I can recommend the new book Proto: How One Ancient Language Went Global, by Laura Spinney. It's an overview of what we know about Proto Indo-European and its spread across the world. Much of the book is evidence from linguistics but it also regularly dips into Reich's ancient DNA work and other sources to cross-correlate with the linguistic evidence. It's very well written.
> It's an overview of what we know about Proto Indo-European and its spread across the world.

That's a bit misleading isn't it? PIE died out a long time ago. And it certainly didn't spread all over the world. It's descendent languages moved into india, middle east and europe. And it's european languages ( primarily spanish, french and english ) that went global. Nobody would say Latin went global just because spanish is spoken around the world. Or old english went global because much of the world speaks english.

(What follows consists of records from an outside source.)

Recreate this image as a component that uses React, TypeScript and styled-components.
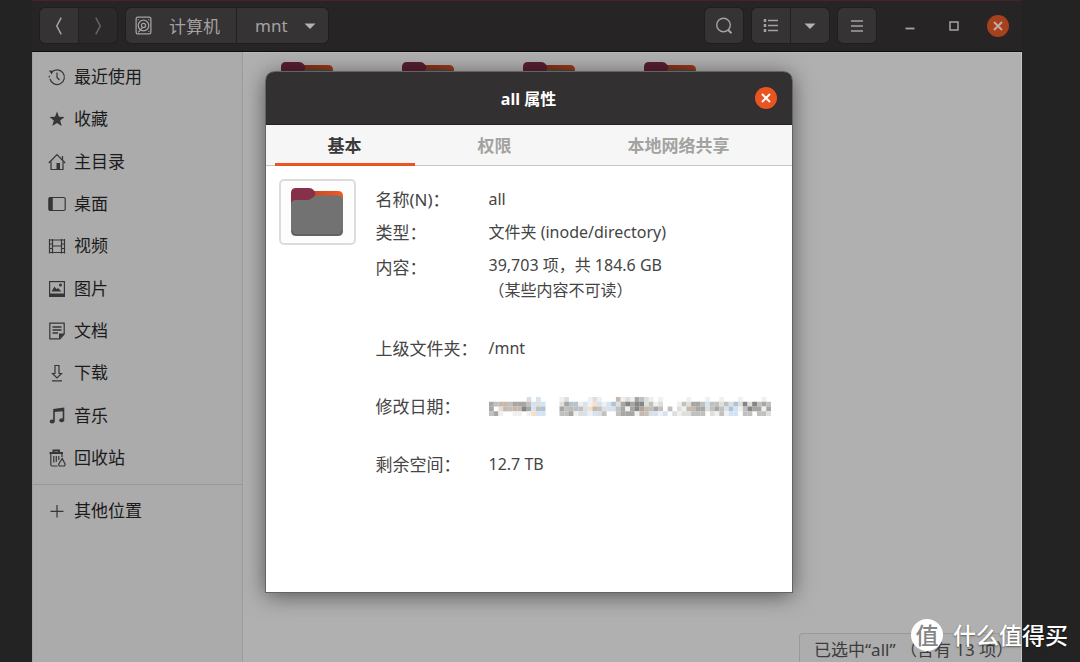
import React from 'react';
import styled, { createGlobalStyle, css } from 'styled-components';

const GlobalStyle = createGlobalStyle`
  * { box-sizing: border-box; }
  body {
    margin: 0;
    background: #232323;
    font-family: "Noto Sans", "Noto Sans CJK SC", sans-serif;
    font-size: 17px;
  }
  button { font: inherit; padding: 0; border: 0; background: none; color: inherit; }
  svg { display: block; flex: none; }
`;

const Desktop = styled.div`
  position: relative;
  height: 100vh;
  padding: 0 58px 0 32px;
  overflow: hidden;
`;

const Window = styled.main`
  position: relative;
  display: flex;
  flex-direction: column;
  height: 100%;
  background: #b0b0b0;
`;

const HeaderBar = styled.header`
  display: flex;
  align-items: center;
  gap: 9px;
  height: 52px;
  flex: none;
  padding: 0 13px 1px 8px;
  background: #262425;
  border-top: 1px solid #4a2029;
  border-bottom: 1px solid #0c0c0c;
  color: #a4a2a2;
`;

const ButtonGroup = styled.div`
  display: flex;
  gap: 1px;
  border-radius: 5px;
  background: #222021;
  box-shadow: 0 0 0 1px #201e1f;
  overflow: hidden;
`;

const BarButton = styled.button<{ $dim?: boolean; $path?: 'root' | 'leaf' }>`
  display: flex;
  align-items: center;
  justify-content: center;
  gap: 16px;
  min-width: 38px;
  height: 35px;
  background: ${p => (p.$dim ? '#2b292a' : '#353334')};
  color: ${p => (p.$dim ? '#666468' : 'inherit')};
  ${p => p.$path === 'root' && css`padding: 0 16px 0 8px;`}
  ${p => p.$path === 'leaf' && css`padding: 0 12px 0 18px;`}
`;

const Spacer = styled.div`
  flex: 1;
`;

const WindowControls = styled.div`
  display: flex;
  align-items: center;
  gap: 22px;
  padding-left: 14px;
`;

const ControlButton = styled.button`
  display: flex;
  align-items: center;
  justify-content: center;
  width: 22px;
  height: 22px;
`;

const CloseButton = styled(ControlButton)<{ $dim?: boolean }>`
  border-radius: 50%;
  background: ${p => (p.$dim ? '#a8401d' : '#e95420')};
  color: ${p => (p.$dim ? '#c0aaa2' : '#fff')};
`;

const Body = styled.div`
  display: flex;
  flex: 1;
  min-height: 0;
`;

const Sidebar = styled.nav`
  width: 211px;
  flex: none;
  padding-top: 4px;
  background: #ababab;
  border-left: 1px solid #a2a2a2;
  border-right: 1px solid #9c9c9c;
`;

const PlaceList = styled.ul`
  display: grid;
  grid-auto-rows: 1fr;
  height: 423px;
  margin: 0;
  padding: 0;
  list-style: none;
`;

const Place = styled.a`
  display: flex;
  align-items: center;
  gap: 8px;
  height: 100%;
  padding-left: 15px;
  line-height: 24px;
  color: #1b1b1b;
  text-decoration: none;
  svg { color: #363638; }
`;

const OtherPlaces = styled.div`
  height: 48px;
  margin-top: 5px;
  padding-top: 4px;
  border-top: 1px solid #989898;
`;

const Files = styled.section`
  position: relative;
  flex: 1;
  padding: 9px 0 0 38px;
  border-right: 1px solid #c4c4c4;
  border-top: 1px solid #bababa;
`;

const FolderGrid = styled.div`
  display: grid;
  grid-template-columns: repeat(auto-fill, 121px);
  filter: brightness(0.65);
`;

const StatusBar = styled.footer`
  position: absolute;
  right: 0;
  bottom: 0;
  width: 222px;
  height: 29px;
  padding: 4px 0 0 14px;
  overflow: hidden;
  white-space: nowrap;
  line-height: 24px;
  color: #3c3c3c;
  background: #adadad;
  border: solid #999;
  border-width: 1px 0 0 1px;
  border-top-left-radius: 4px;
`;

const DialogLayer = styled.div`
  position: absolute;
  inset: 0;
  display: flex;
  align-items: flex-start;
  justify-content: center;
  padding: 72px 0 0 3px;
`;

const Dialog = styled.section`
  width: 526px;
  min-height: 520px;
  background: #fff;
  border-radius: 9px 9px 0 0;
  box-shadow: 0 0 0 1px #646464, 0 3px 22px rgba(0, 0, 0, 0.55);
`;

const DialogHeader = styled.header`
  display: grid;
  grid-template-columns: 1fr auto 1fr;
  align-items: center;
  height: 53px;
  padding: 0 15px;
  border-radius: 8px 8px 0 0;
  background: #333031;
  border-bottom: 1px solid #242223;
  color: #fff;
  ${CloseButton} { grid-column: 3; justify-self: end; }
`;

const DialogTitle = styled.h1`
  grid-column: 2;
  margin: 0;
  font-size: 16px;
  font-weight: 700;
`;

const Tabs = styled.div`
  display: flex;
  gap: 10px;
  height: 41px;
  padding: 0 9px;
  background: #f6f6f6;
  border-bottom: 1px solid #c6c6c6;
`;

const Tab = styled.button<{ $active?: boolean }>`
  flex: 1 1 auto;
  height: 41px;
  font-weight: 700;
  color: ${p => (p.$active ? '#3a3a3a' : '#a2a2a0')};
  border-bottom: 3px solid ${p => (p.$active ? '#e95420' : 'transparent')};
`;

const Properties = styled.div`
  display: flex;
  align-items: flex-start;
  gap: 20px;
  padding: 13px 13px 0;
`;

const IconButton = styled.button`
  display: flex;
  align-items: center;
  justify-content: center;
  width: 77px;
  height: 66px;
  background: #fdfdfd;
  border: 2px solid #dcdcd8;
  border-radius: 5px;
`;

const Details = styled.dl`
  display: grid;
  grid-template-columns: 113px 1fr;
  flex: 1;
  margin: 0;
  padding-top: 4px;
  grid-template-rows: 33px 33px 70px 58px 58px 58px;
  align-items: center;
  line-height: 25px;
  color: #454545;
  white-space: nowrap;
`;

const Term = styled.dt<{ $top?: boolean }>`
  ${p => p.$top && css`align-self: start; padding-top: 6px;`}
`;

const Value = styled.dd<{ $top?: boolean }>`
  margin: 0;
  font-size: 16px;
  ${p => p.$top && css`align-self: start; padding-top: 4px;`}
`;

const Watermark = styled.div`
  position: absolute;
  right: 12px;
  bottom: 11px;
  display: flex;
  align-items: center;
  gap: 10px;
  font-size: 23px;
  line-height: 32px;
  font-weight: 500;
  color: #fff;
  text-shadow: 0 1px 2px rgba(0, 0, 0, 0.5);
`;

const WatermarkLogo = styled.span`
  display: flex;
  align-items: center;
  justify-content: center;
  width: 32px;
  height: 32px;
  border-radius: 50%;
  background: #fff;
  color: #858585;
  text-shadow: none;
`;

const Icon = ({ children, size = 18 }: { children: React.ReactNode; size?: number }) => (
  <svg width={size} height={size} viewBox="0 0 18 18" fill="none" stroke="currentColor" strokeWidth="1.2" aria-hidden="true">
    {children}
  </svg>
);

const Chevron = ({ d }: { d: string }) => (
  <Icon size={20}><path d={d} strokeWidth="1.4" /></Icon>
);

const Caret = () => (
  <svg width="12" height="6" viewBox="0 0 12 6" fill="#b4b2b2" aria-hidden="true"><path d="M0.500 0.500H11.500L6 6Z" /></svg>
);

const Cross = () => (
  <svg width="10" height="10" viewBox="0 0 10 10" stroke="currentColor" strokeWidth="2" aria-hidden="true">
    <path d="M1 1 9 9M9 1 1 9" />
  </svg>
);

const Folder = () => (
  <svg width="52" height="48" viewBox="0 0 52 48" aria-hidden="true">
    <defs>
      <linearGradient id="tab" x1="0" x2="1"><stop offset="0" stopColor="#a8402c" /><stop offset="1" stopColor="#f05a22" /></linearGradient>
    </defs>
    <path d="M6 3H47Q52 3 52 8V42H0V8Z" fill="url(#tab)" />
    <path d="M0 18V5Q0 0 5 0H18Q21 0 22.500 2L24 4Q25 6 23 9L18 14Z" fill="#86304a" />
    <path d="M0 17Q0 12 5 12H16Q19 12 21 10T26 7.500H47Q52 8 52 12V43Q52 48 47 48H5Q0 48 0 43Z" fill="#727272" />
    <path d="M1 43Q1 47 5 47H47Q51 47 51 43" fill="none" stroke="#555" />
  </svg>
);

const placeIcons = {
  recent: (
    <>
      <path d="M3.500 4.500A7.300 7.300 0 1 1 2 11" />
      <path d="M1.300 7.800v1.600" />
      <path d="M9 4.500V9.500L11.500 12" />
      <path d="M0.800 2.500 5 2.800 3.800 6.500Z" fill="currentColor" stroke="none" />
    </>
  ),
  star: <path d="M9 1.500 11 6.700 16.500 7 12.200 10.500 13.700 15.900 9 12.900 4.300 15.900 5.800 10.500 1.500 7 7 6.700Z" fill="currentColor" stroke="none" />,
  home: (
    <>
      <path d="M0.800 10 9 1.500 17.200 10" />
      <path d="M3 8.500V16.500H15V8.500M14.500 3v4" />
      <path d="M8.500 10h3.500v6.500H8.500Z" fill="currentColor" stroke="none" />
    </>
  ),
  desktop: (
    <>
      <rect x="0.800" y="2.500" width="16.400" height="13" rx="1.500" />
      <path d="M1 2.500H4.800V15.500H1Z" fill="currentColor" stroke="none" />
    </>
  ),
  video: (
    <>
      <path d="M1.500 2V16.500M4.500 2V16.500M13.500 2V16.500M16.500 2V16.500M4.500 3H13.500M4.500 9H13.500M4.500 15.500H13.500" />
      <path d="M1.500 3h3M1.500 7h3M1.500 11.500h3M1.500 15.500h3M13.500 3h3M13.500 7h3M13.500 11.500h3M13.500 15.500h3" />
    </>
  ),
  picture: (
    <>
      <rect x="1.600" y="1.600" width="14.800" height="14.800" />
      <path d="M1.600 13.500H16.400V16.500H1.600ZM3.500 11.500 6.500 6.500 8.500 9.200 10 8 13.500 11.500Z" fill="currentColor" stroke="none" />
      <circle cx="12.500" cy="5" r="1.500" fill="currentColor" stroke="none" />
    </>
  ),
  document: (
    <>
      <path d="M1.800 1.200H16.200V12L12 16.800H1.800Z" />
      <path d="M4.500 5h9M4.500 8h9M4.500 11h5.500" strokeWidth="1.400" />
      <path d="M11 17V11.500H16.500Z" fill="currentColor" stroke="none" />
    </>
  ),
  download: <path d="M7 1.500H11V9.500H13.500L9 14 4.500 9.500H7ZM4 16.800H14" />,
  music: (
    <>
      <path d="M6 14V2.700L15.500 1.500V12.500" strokeWidth="1.600" />
      <path d="M6 2.500 15.500 1.200V4.200L6 5Z" fill="currentColor" stroke="none" />
      <ellipse cx="4.200" cy="14.500" rx="2.500" ry="2" fill="currentColor" stroke="none" />
      <ellipse cx="13.700" cy="13.200" rx="2.500" ry="2" fill="currentColor" stroke="none" />
    </>
  ),
  trash: (
    <>
      <path d="M1.500 4H15M5.500 3.500V1.500H11V3.500" strokeWidth="2" />
      <path d="M2.800 5V15.500Q2.800 17 4.300 17H9.500M14 5V8" />
      <path d="M5.800 7V13.500M8.300 7V13M10.800 7V11" />
      <path d="M11.500 17Q9.800 15.500 11.500 13.800L14.200 9.500 16.500 13.800Q18 15.500 16.200 17Z" />
    </>
  ),
  plus: <path d="M9 3V15.500M2.500 9.300H15.500" />,
};

const places: { icon: keyof typeof placeIcons; label: string }[] = [
  { icon: 'recent', label: '最近使用' },
  { icon: 'star', label: '收藏' },
  { icon: 'home', label: '主目录' },
  { icon: 'desktop', label: '桌面' },
  { icon: 'video', label: '视频' },
  { icon: 'picture', label: '图片' },
  { icon: 'document', label: '文档' },
  { icon: 'download', label: '下载' },
  { icon: 'music', label: '音乐' },
  { icon: 'trash', label: '回收站' },
];

const mosaicRows = [
  '........2.b....12....121...O1214321.1.....1...1..1...1....1.',
  '43OO34443b2b...24B31b1ob1bB2454552312...132443b33232B2525343',
  '4.2O3OO54b3B...43OB32oO32b2341454O343.3.21OO442343bBb1354414',
  '341..11.1obb...33412b1b23..34441O32b1b.2122333.2131bb.33.332',
];

const mosaicColors: Record<string, string> = {
  '1': '#f0f0ef', '2': '#dededd', '3': '#c0c0bf', '4': '#a6a6a5', '5': '#858585',
  b: '#d3e3f1', B: '#adc4d8', o: '#f3e0cd', O: '#c9b8a9',
};

const Mosaic = () => (
  <svg width="282" height="19" viewBox="0 0 60 4" preserveAspectRatio="none" role="img" aria-label="修改日期">
    {mosaicRows.flatMap((row, y) =>
      [...row].map((c, x) => mosaicColors[c] && (
        <rect key={`${x}-${y}`} x={x} y={y} width="1.020" height="1.020" fill={mosaicColors[c]} />
      )),
    )}
  </svg>
);

export default function App() {
  return (
    <Desktop>
      <GlobalStyle />
      <Window>
        <HeaderBar>
          <ButtonGroup>
            <BarButton aria-label="后退"><Chevron d="M11 1.500 7 9 11 16.500" /></BarButton>
            <BarButton $dim aria-label="前进"><Chevron d="M7 1.500 11 9 7 16.500" /></BarButton>
          </ButtonGroup>
          <ButtonGroup>
            <BarButton $path="root">
              <Icon size={19}>
                <rect x="2" y="1" width="14" height="16" rx="1.500" />
                <circle cx="9" cy="9" r="5" />
                <circle cx="9" cy="9" r="2" />
                <path d="M4 15.500 8 11M4 3v1M14 3v1M14 14v1" />
              </Icon>
              计算机
            </BarButton>
            <BarButton $path="leaf">mnt<Caret /></BarButton>
          </ButtonGroup>
          <Spacer />
          <ButtonGroup>
            <BarButton aria-label="搜索">
              <Icon><circle cx="8.500" cy="8" r="6.800" strokeWidth="1.400" /><path d="M13.200 13 16.500 16.300" strokeWidth="2" /></Icon>
            </BarButton>
          </ButtonGroup>
          <ButtonGroup>
            <BarButton aria-label="列表视图">
              <Icon>
                <path d="M6 3.500H16M6 8.500H16M6 13.500H16" strokeWidth="1.500" />
                <path d="M3 2v3M3 7v3M3 12v3" strokeWidth="2.500" />
              </Icon>
            </BarButton>
            <BarButton aria-label="视图选项"><Caret /></BarButton>
          </ButtonGroup>
          <ButtonGroup>
            <BarButton aria-label="菜单">
              <Icon><path d="M3 4H15M3 9H15M3 14H15" strokeWidth="1.500" /></Icon>
            </BarButton>
          </ButtonGroup>
          <WindowControls>
            <ControlButton aria-label="最小化"><Icon><path d="M4.500 11.500H13.500" strokeWidth="1.800" /></Icon></ControlButton>
            <ControlButton aria-label="最大化"><Icon><rect x="5" y="5" width="8" height="8" strokeWidth="1.500" /></Icon></ControlButton>
            <CloseButton $dim aria-label="关闭窗口"><Cross /></CloseButton>
          </WindowControls>
        </HeaderBar>
        <Body>
          <Sidebar>
            <PlaceList>
              {places.map(p => (
                <li key={p.label}>
                  <Place href="#"><Icon>{placeIcons[p.icon]}</Icon>{p.label}</Place>
                </li>
              ))}
            </PlaceList>
            <OtherPlaces>
              <Place href="#"><Icon>{placeIcons.plus}</Icon>其他位置</Place>
            </OtherPlaces>
          </Sidebar>
          <Files>
            <FolderGrid>
              {[0, 1, 2, 3].map(i => <Folder key={i} />)}
            </FolderGrid>
            <StatusBar>已选中“all” （含有 13 项）</StatusBar>
          </Files>
        </Body>
        <DialogLayer>
          <Dialog role="dialog" aria-labelledby="dialog-title">
            <DialogHeader>
              <DialogTitle id="dialog-title">all 属性</DialogTitle>
              <CloseButton aria-label="关闭"><Cross /></CloseButton>
            </DialogHeader>
            <Tabs role="tablist">
              <Tab role="tab" aria-selected="true" $active>基本</Tab>
              <Tab role="tab" aria-selected="false">权限</Tab>
              <Tab role="tab" aria-selected="false">本地网络共享</Tab>
            </Tabs>
            <Properties>
              <IconButton aria-label="文件夹图标"><Folder /></IconButton>
              <Details>
                <Term>名称(N)：</Term>
                <Value>all</Value>
                <Term>类型：</Term>
                <Value>文件夹 (inode/directory)</Value>
                <Term $top>内容：</Term>
                <Value $top>39,703 项，共 184.6 GB<br />（某些内容不可读）</Value>
                <Term>上级文件夹：</Term>
                <Value>/mnt</Value>
                <Term>修改日期：</Term>
                <Value><Mosaic /></Value>
                <Term>剩余空间：</Term>
                <Value>12.7 TB</Value>
              </Details>
            </Properties>
          </Dialog>
        </DialogLayer>
      </Window>
      <Watermark><WatermarkLogo>值</WatermarkLogo>什么值得买</Watermark>
    </Desktop>
  );
}
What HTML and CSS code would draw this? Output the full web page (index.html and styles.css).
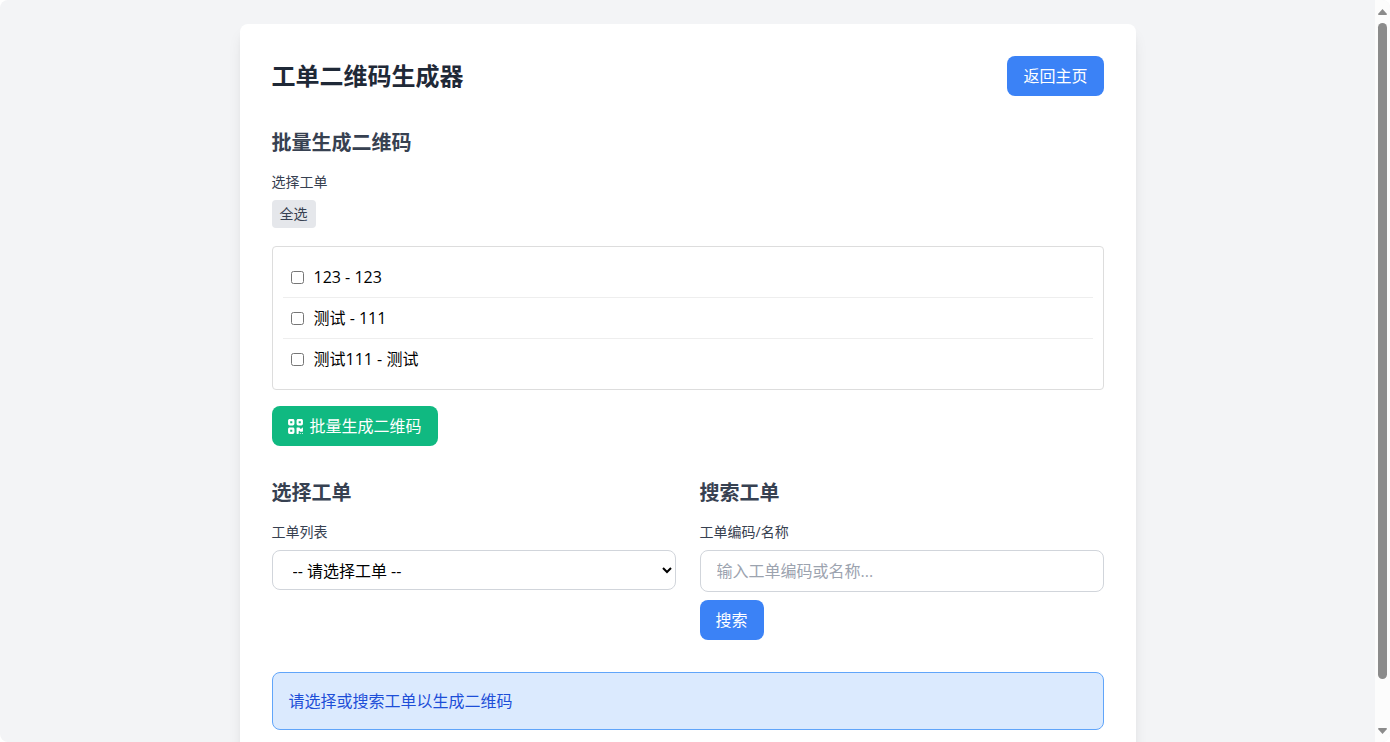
FILE: index.html
```html
<!DOCTYPE html>
<html lang="zh-CN">
<head>
  <meta charset="UTF-8" />
  <meta name="viewport" content="width=device-width, initial-scale=1.0" />
  <title>工单二维码生成器</title>
  <link rel="stylesheet" href="styles.css">
</head>
<body>
  <div class="page">
    <main class="card">
      <header class="card-header">
        <h1>工单二维码生成器</h1>
        <button type="button" class="btn btn-primary">返回主页</button>
      </header>

      <!-- Batch generation -->
      <section class="batch">
        <h2>批量生成二维码</h2>
        <p class="label" id="batchLabel">选择工单</p>
        <button type="button" class="btn-small">全选</button>
        <div class="order-list" role="group" aria-labelledby="batchLabel">
          <label class="order-item"><input type="checkbox" name="order" value="1" />123 - 123</label>
          <label class="order-item"><input type="checkbox" name="order" value="2" />测试 - 111</label>
          <label class="order-item"><input type="checkbox" name="order" value="3" />测试111 - 测试</label>
        </div>
        <button type="button" class="btn btn-success">
          <svg class="icon" viewBox="0 0 448 512" aria-hidden="true">
            <path d="M0 80C0 53.500 21.500 32 48 32h96c26.500 0 48 21.500 48 48v96c0 26.500-21.500 48-48 48H48c-26.500 0-48-21.500-48-48V80zM64 96v64h64V96H64zM0 336c0-26.500 21.500-48 48-48h96c26.500 0 48 21.500 48 48v96c0 26.500-21.500 48-48 48H48c-26.500 0-48-21.500-48-48V336zM64 352v64h64V352H64zM304 32h96c26.500 0 48 21.500 48 48v96c0 26.500-21.500 48-48 48H304c-26.500 0-48-21.500-48-48V80c0-26.500 21.500-48 48-48zM384 96H320v64h64V96zM256 304c0-8.800 7.200-16 16-16h64c8.800 0 16 7.200 16 16s7.200 16 16 16h32c8.800 0 16-7.200 16-16s7.200-16 16-16s16 7.200 16 16v96c0 8.800-7.200 16-16 16H368c-8.800 0-16-7.200-16-16s-7.200-16-16-16s-16 7.200-16 16v64c0 8.800-7.200 16-16 16H272c-8.800 0-16-7.200-16-16V304zM368 480a16 16 0 1 1 0-32 16 16 0 1 1 0 32zM432 480a16 16 0 1 1 0-32 16 16 0 1 1 0 32z" />
          </svg>
          批量生成二维码
        </button>
      </section>

      <!-- Pick or search a single order -->
      <div class="columns">
        <section>
          <h2>选择工单</h2>
          <label class="label" for="orderSelect">工单列表</label>
          <select class="field" id="orderSelect">
            <option value="">-- 请选择工单 --</option>
            <option value="1">123 - 123</option>
            <option value="2">测试 - 111</option>
            <option value="3">测试111 - 测试</option>
          </select>
        </section>
        <section>
          <h2>搜索工单</h2>
          <label class="label" for="orderSearch">工单编码/名称</label>
          <input class="field" type="text" id="orderSearch" placeholder="输入工单编码或名称..." />
          <button type="button" class="btn btn-primary btn-search">搜索</button>
        </section>
      </div>

      <div class="alert">请选择或搜索工单以生成二维码</div>
    </main>
  </div>

  <div class="scrollbar" aria-hidden="true">
    <svg class="arrow" viewBox="0 0 9 6"><path d="M4.500 0 L9 5 Q9 6 8 6 H1 Q0 6 0 5 Z" /></svg>
    <div class="track"><div class="thumb"></div></div>
    <svg class="arrow" viewBox="0 0 9 6"><path d="M0 1 Q0 0 1 0 H8 Q9 0 9 1 L4.500 6 Z" /></svg>
  </div>
</body>
</html>
```
FILE: styles.css
```css
* {
  box-sizing: border-box;
}

html {
  background: #fff;
}

body {
  display: flex;
  height: 100vh;
  margin: 0;
  overflow: hidden;
  border-radius: 8px;
  background: #f3f4f6;
  color: #000;
  font-family: "Open Sans", "Noto Sans CJK SC", sans-serif;
  font-size: 16px;
  line-height: 24px;
}

h1, h2, p {
  margin: 0;
}

h1 {
  color: #1f2937;
  font-size: 24px;
  line-height: 32px;
}

h2 {
  margin-bottom: 14px;
  color: #374151;
  font-size: 20px;
  line-height: 30px;
}

button, input, select {
  font: inherit;
}

.page {
  flex: 1;
  min-width: 0;
  padding: 24px;
  overflow: hidden;
}

.card {
  max-width: 896px;
  margin: 0 auto;
  padding: 32px;
  border-radius: 8px;
  background: #fff;
  box-shadow: 0 10px 15px -3px rgba(0, 0, 0, 0.1), 0 4px 6px -4px rgba(0, 0, 0, 0.1);
}

.card-header {
  display: flex;
  justify-content: space-between;
  align-items: center;
  margin-bottom: 32px;
}

.label {
  display: block;
  margin-bottom: 8px;
  color: #374151;
  font-size: 14px;
  line-height: 20px;
}

.btn {
  display: inline-flex;
  align-items: center;
  gap: 7px;
  padding: 8px 16px;
  border: none;
  border-radius: 8px;
  color: #fff;
  cursor: pointer;
}

.btn-primary {
  background: #3b82f6;
}

.btn-success {
  background: #10b981;
}

.btn-small {
  display: block;
  padding: 4px 8px;
  border: none;
  border-radius: 4px;
  background: #e5e7eb;
  color: #374151;
  font-size: 14px;
  line-height: 20px;
  cursor: pointer;
}

.btn-search {
  margin-top: 8px;
}

.icon {
  width: 15px;
  height: 17px;
  fill: currentColor;
}

.batch {
  margin-bottom: 32px;
}

.order-list {
  margin: 18px 0 16px;
  padding: 10px;
  border: 1px solid #ddd;
  border-radius: 4px;
}

.order-item {
  display: flex;
  align-items: center;
  gap: 10px;
  padding: 8px;
  border-bottom: 1px solid #eee;
}

.order-item:last-child {
  border-bottom: none;
}

.order-item input {
  width: 13px;
  height: 13px;
  margin: 0;
}

.columns {
  display: grid;
  grid-template-columns: 1fr 1fr;
  gap: 24px;
  margin-bottom: 32px;
}

.field {
  display: block;
  width: 100%;
  padding: 8px 16px;
  border: 1px solid #d1d5db;
  border-radius: 8px;
  background: #fff;
  color: #000;
}

select.field {
  height: 40px;
}

input.field {
  height: 42px;
}

.field::placeholder {
  color: #9ca3af;
}

.alert {
  padding: 16px;
  border: 1px solid #60a5fa;
  border-radius: 8px;
  background: #dbeafe;
  color: #1d4ed8;
}

/* Scrollbar */
.scrollbar {
  display: flex;
  flex-direction: column;
  align-items: center;
  gap: 14px;
  width: 15px;
  padding: 9px 0 8px;
  background: #fcfcfc;
}

.arrow {
  width: 9px;
  height: 6px;
  fill: #8b8b8b;
}

.track {
  flex: 1;
  margin-top: -6px;
}

.thumb {
  width: 9px;
  height: 95%;
  border-radius: 5px;
  background: #8b8b8b;
}
```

But thanks for the recommendation.

I'm sorry you didn't understand my perfectly clear colloquial description of the spread of a language family.
> The evidence for much of these vast clashes

Before agriculture, supply trains weren't a thing. How much less wouldn't they have been a thing before language.

It's not that I think ancient people were nice, far from it. But "vast clashes" suggest armies, wars of extinction etc. and those wouldn't have been a thing for economic and logistic reasons. Your tribe might have been better at killing than your neighboring tribe, but they weren't a thousand times better at it.

Even into recent prehistory, this was true. I speak a language descendend from more or less invading steppe peoples (as do we all here), but they're just a small part of my genetic ancestry. That is actually still mostly from European hunter-gatherers. My Y-DNA is from EHGs too, like the majority in my country, so there clearly wasn't the stereotypical "taking all the women as slaves" event that many imagine either.

Agriculture and horses gave some people from outside a big advantage, sure, big enough to dominate in many ways, but not big enough to wholesale replace the people who lived in this part of the world already. "Vast clashes" is not the right way of thinking about how some early hominids replaced others.